举例来说,一段亲密关系无论多么美好,矛盾和意见不合也贯穿了整个关系的始终。一个心智功能较为完善的成年人在面对不同意见时,会自然地理解到对方作为一个独立的个体,有诸多不同意见、不同观点,这是非常正常的情况。因此他(她)能自然地调动理性,通过谈话、讨论或调整行为习惯与爱人共同成长,这也往往是一段关系能走向深入的关键。然而对于缺乏建立亲密关系功能的人来说,当他(她)发现所爱之人渐渐和自己理想中不同时,会很容易陷入深深的失望、愤怒、自我攻击…… 并且无法和爱人针对不同意见和个人需要展开讨论,因为对他们来说爱是一种感觉,如果“说”出来就不再是“命中注定”了。

这种对“命中注定”的执着追求,从心理学角度来看,是一个人在刻板地使用婴儿时期的心智功能。婴儿心智的典型特点是碎片化的、难以被自己理解、无法自我平复的,这和婴儿的大脑发育和生理特点息息相关。只有当一个人在婴儿时期被无条件的爱、接纳和满足时,他才能拥有不再执着于“命中注定”的心理功能。

其次,不婚不等于不爱,要警惕社会的刻板印象和分工的推波助澜。婚姻作为一种契约关系是在工业化进程中被发明出来的,当社会主流文化的发展不再适应个人作为主体的发展需要时,婚姻的适应性和灵活性必然会受到挑战。一些非常冲突的社会新闻时常敲打着我们:男人要付彩礼,女人要拼男娃;妈宝男当道,大龄“三高”女性被歧视……仿佛每个自由不羁的灵魂在结婚证面前都要先干一杯孟婆汤,然后各自归位。

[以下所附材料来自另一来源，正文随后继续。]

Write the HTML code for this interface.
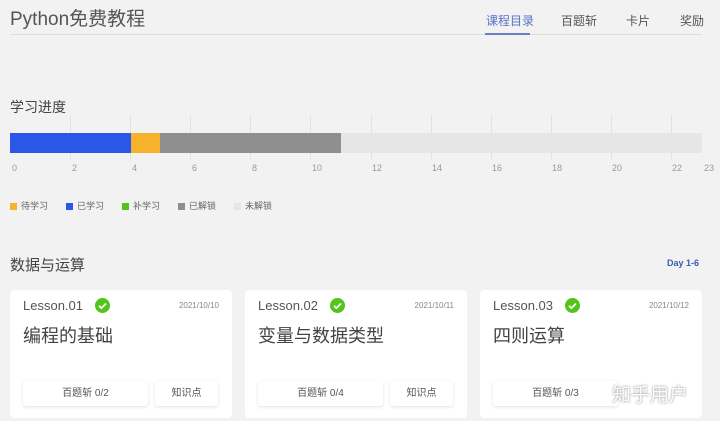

这种社会角色的固化和刻板分工不仅在伤害女性的主体性,同时也在伤害男性的发展与灵活性。在我们的文化中,“男主外、女主内”依然是主流分工,一个带孩子的男人常常会被院子里的婆婆们指点,这家的女主人也十有八九会被评价为“坏妈妈”。而事实是,这个家庭中的男人和女人正在灵活地扮演着内外的角色,互相分担、彼此支持。但作为社会中的个体,要想轻易挑战主流文化并不是一件容易的事,比起主动挑战,不婚显得更为容易。

“恐婚”就这样在个人和社会的夹击下被建构起来了,而且随着群体性认同的催化愈演愈烈。这一现象提醒我们一方面要积极关注婴幼儿的家庭教育与社会支持,另一方面也亟需从社会倡导和文化舆论方面打破社会分工的刻板印象。否则,不敢恋爱和不想结婚的年轻人会如并蒂莲花一样,虽花开两支但讲的是同一件事。